─── ENTRIES

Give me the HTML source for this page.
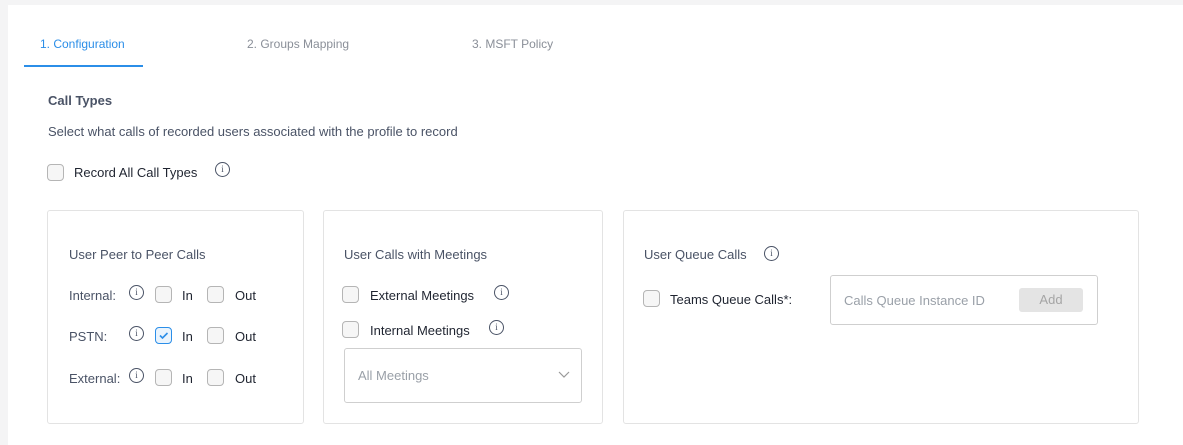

──────
─── ENTRIES

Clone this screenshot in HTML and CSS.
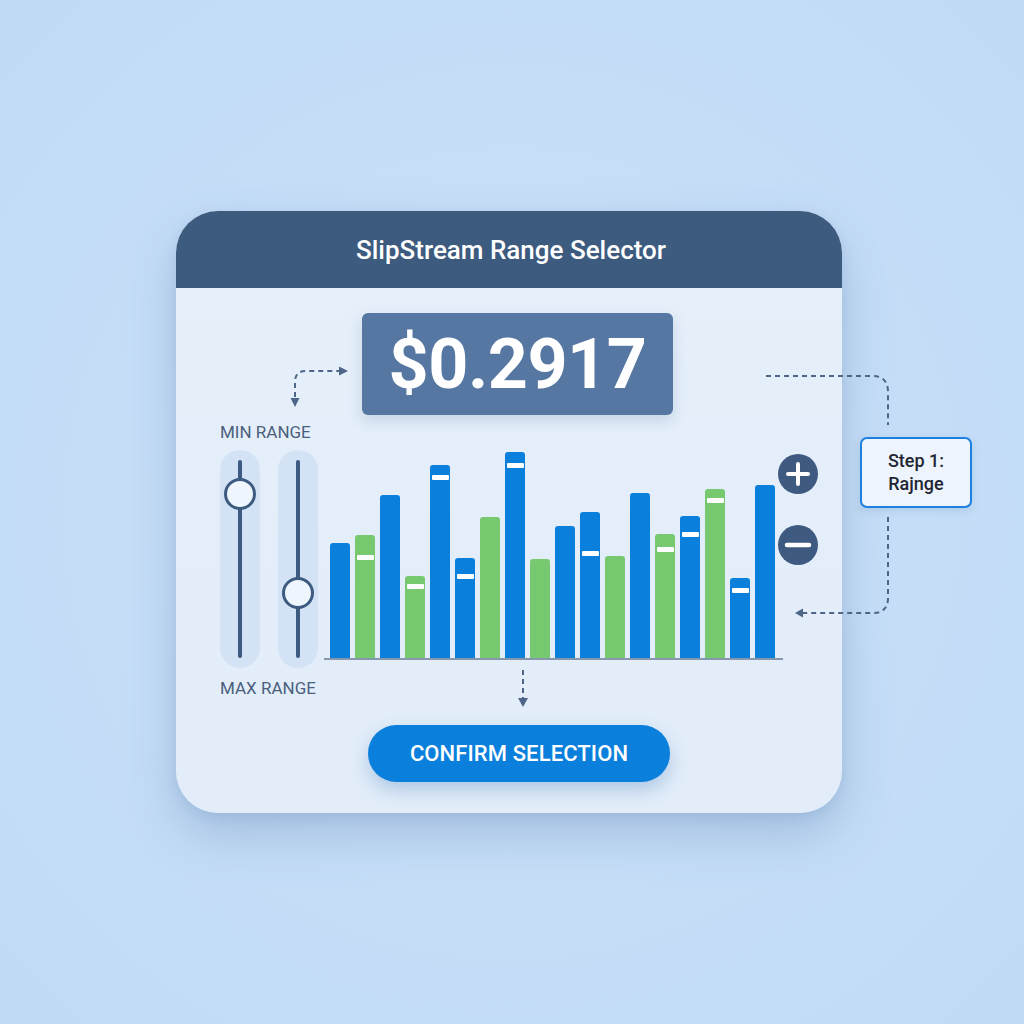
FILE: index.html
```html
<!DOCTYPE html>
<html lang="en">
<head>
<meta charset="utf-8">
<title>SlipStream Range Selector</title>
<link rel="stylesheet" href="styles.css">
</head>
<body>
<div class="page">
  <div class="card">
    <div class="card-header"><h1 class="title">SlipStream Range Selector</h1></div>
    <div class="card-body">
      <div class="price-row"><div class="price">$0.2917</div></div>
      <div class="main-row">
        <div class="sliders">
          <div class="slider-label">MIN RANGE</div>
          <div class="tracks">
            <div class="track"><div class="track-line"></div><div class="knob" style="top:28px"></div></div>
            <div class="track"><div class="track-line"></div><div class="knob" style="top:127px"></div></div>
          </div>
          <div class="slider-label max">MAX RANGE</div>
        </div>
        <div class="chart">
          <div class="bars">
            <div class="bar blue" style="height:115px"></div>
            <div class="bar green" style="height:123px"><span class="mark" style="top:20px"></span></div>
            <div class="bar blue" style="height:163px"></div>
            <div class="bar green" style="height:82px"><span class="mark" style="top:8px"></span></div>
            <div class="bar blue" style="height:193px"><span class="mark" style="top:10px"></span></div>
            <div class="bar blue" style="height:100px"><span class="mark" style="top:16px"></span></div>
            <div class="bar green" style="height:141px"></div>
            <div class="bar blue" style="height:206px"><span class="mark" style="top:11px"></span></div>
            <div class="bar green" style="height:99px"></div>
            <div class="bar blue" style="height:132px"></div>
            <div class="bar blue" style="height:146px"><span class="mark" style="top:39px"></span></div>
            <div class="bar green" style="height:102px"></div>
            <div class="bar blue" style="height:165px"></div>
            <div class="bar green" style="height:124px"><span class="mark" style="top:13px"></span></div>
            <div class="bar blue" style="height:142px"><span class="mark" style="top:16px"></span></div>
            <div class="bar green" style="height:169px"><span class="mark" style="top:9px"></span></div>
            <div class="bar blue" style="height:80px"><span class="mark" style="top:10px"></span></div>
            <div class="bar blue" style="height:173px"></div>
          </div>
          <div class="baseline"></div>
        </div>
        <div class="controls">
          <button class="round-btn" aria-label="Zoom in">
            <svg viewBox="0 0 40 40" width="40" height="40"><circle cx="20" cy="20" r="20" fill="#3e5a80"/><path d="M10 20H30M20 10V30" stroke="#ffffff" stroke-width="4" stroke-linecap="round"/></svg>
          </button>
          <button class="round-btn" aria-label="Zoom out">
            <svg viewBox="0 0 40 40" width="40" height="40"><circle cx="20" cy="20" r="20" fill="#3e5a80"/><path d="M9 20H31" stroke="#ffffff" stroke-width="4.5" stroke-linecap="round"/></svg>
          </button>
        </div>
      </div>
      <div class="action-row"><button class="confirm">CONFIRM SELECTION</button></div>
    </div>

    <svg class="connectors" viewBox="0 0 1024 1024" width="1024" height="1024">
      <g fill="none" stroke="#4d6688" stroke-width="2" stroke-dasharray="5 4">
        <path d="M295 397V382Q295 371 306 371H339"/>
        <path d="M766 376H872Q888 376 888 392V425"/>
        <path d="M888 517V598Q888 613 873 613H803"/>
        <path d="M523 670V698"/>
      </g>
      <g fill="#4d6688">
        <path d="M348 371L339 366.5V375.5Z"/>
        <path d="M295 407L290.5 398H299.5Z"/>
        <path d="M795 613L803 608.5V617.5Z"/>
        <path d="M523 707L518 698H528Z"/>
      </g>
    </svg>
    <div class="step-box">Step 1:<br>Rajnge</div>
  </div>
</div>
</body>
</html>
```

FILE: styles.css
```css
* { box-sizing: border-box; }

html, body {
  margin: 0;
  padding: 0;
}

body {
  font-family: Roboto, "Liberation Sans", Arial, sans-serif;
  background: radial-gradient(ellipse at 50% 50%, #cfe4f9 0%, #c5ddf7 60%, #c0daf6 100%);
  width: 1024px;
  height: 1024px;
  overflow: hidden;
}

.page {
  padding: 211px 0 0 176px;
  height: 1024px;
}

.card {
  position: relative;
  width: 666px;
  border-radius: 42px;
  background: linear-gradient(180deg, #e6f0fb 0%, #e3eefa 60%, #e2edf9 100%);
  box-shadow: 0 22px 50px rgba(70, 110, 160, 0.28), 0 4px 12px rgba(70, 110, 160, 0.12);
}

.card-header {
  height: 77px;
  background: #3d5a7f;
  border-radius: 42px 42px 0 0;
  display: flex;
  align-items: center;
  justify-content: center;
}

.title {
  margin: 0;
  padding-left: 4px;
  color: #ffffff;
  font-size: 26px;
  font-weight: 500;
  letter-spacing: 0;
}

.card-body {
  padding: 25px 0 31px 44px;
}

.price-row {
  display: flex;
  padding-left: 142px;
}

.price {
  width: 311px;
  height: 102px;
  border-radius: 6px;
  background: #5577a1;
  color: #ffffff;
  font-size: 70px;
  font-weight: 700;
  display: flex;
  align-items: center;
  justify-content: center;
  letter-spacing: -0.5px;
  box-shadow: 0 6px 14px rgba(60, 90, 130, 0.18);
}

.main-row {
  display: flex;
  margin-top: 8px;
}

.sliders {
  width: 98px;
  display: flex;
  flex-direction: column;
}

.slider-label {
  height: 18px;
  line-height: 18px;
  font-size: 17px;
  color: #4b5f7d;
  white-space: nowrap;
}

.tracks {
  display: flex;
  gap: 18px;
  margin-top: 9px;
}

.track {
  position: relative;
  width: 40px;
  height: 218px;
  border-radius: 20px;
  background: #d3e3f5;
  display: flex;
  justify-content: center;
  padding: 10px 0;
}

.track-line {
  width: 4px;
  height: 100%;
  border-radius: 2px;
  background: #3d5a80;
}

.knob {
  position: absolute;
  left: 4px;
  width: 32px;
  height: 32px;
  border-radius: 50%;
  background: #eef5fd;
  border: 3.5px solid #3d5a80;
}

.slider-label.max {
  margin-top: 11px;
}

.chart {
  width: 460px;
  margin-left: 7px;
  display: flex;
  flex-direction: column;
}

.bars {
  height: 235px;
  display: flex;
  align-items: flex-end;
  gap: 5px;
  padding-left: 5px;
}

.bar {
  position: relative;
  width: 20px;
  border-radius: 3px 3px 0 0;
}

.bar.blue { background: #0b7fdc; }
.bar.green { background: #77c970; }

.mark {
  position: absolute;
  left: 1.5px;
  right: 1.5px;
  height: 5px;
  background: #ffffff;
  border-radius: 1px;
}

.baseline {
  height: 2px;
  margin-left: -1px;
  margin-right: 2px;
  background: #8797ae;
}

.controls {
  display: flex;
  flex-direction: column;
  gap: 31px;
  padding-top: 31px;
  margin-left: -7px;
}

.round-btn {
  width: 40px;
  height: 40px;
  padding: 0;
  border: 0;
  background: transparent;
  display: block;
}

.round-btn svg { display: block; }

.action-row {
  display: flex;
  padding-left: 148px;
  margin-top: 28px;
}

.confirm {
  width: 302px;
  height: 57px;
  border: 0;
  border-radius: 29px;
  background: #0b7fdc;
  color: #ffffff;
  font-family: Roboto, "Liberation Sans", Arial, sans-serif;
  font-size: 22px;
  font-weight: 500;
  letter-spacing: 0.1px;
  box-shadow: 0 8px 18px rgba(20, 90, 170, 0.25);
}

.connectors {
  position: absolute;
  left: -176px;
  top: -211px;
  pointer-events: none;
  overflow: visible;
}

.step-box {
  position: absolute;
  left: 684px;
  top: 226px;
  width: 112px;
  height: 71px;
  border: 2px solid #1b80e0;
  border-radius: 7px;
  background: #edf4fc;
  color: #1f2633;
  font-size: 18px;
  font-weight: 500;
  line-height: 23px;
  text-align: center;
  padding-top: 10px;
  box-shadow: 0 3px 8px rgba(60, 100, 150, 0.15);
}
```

──────

Take every line from the data above that holds "page" and copy it out.

SOLUTION:
Give me the HTML source for this page.
<div class="page">
.page {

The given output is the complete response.